Very nice :bow: - even at 7psi 

Best Regards
Bob


----------



## ksouers (May 8, 2010)

Very nice, Kel.
Very smooth and even power. Excellent!

You are really cranking out the projects. You don't drag your feet at all, do you?


----------



## Jack B (May 8, 2010)

Nice Build Kel.            Jack B


----------



## Deanofid (May 8, 2010)

Done already, Kel? You're a real mover, mister.
It runs down slow very well. Maybe it's a characteristic of this engine type. I made a 90° V-2 oscillator about 10 years back. Mine was not pretty at all, but ran nice at low psi. Yours ticks over just great!
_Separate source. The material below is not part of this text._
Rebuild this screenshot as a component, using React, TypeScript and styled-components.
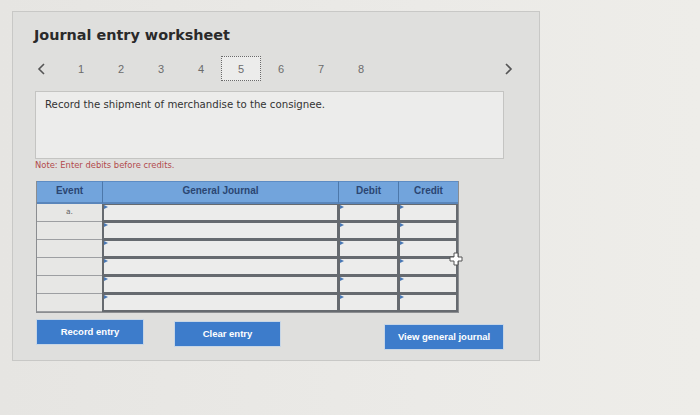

I hope when you get your new camera, you'll do some more vids of all your engines. I'd like to see them better, (meaning I like your stuff!).

Nice one you have here!
I guess someone has to ask... _*what's next?*_

Dean


----------



## kcmillin (May 8, 2010)

Thanks Bob, Kevin, and Dean. 

I was very happy when she turned over for the first time without any major fiddling. It has actually been about 5 years in the making, more or less. This was my Third attempt at this engine. 1 complete failure and 1 quasi-failure. The phrase "We learn from our Mistakes" could not be any more true. When it came time to build the parts I already knew what didn't work, so it was just a matter of properly making the little guy. 

I guess you could say my rivalry with this engine has finally come to an end............for know.


I am planning on making a boiler for this just like the plans. It is a water tube boiler and pretty straight forward construction. Just a matter of getting all the materials needed for the job. Who knows, the whole boat maybe. 


Thanks for lookin


Kel


----------



## SAM in LA (May 9, 2010)

Kel,

Your engine sure runs smoothly.

I'll be following your boiler build with interest.

SAM


----------



## kcmillin (May 11, 2010)

SAM in LA  said:
			
		

> Kel,
> 
> Your engine sure runs smoothly.
> 
> ...



Thanks Sam, yes it does run very smooth, and is very quite too. One design change I made that might help this out is that I put ball bearings for the crankshaft. It turns over very nicely. Also I used alot of oil to "break" it in.

Kel


----------



## kcmillin (May 11, 2010)

Got some more progress done today. This engine will require a forward/stop/reverse valve for R/C control.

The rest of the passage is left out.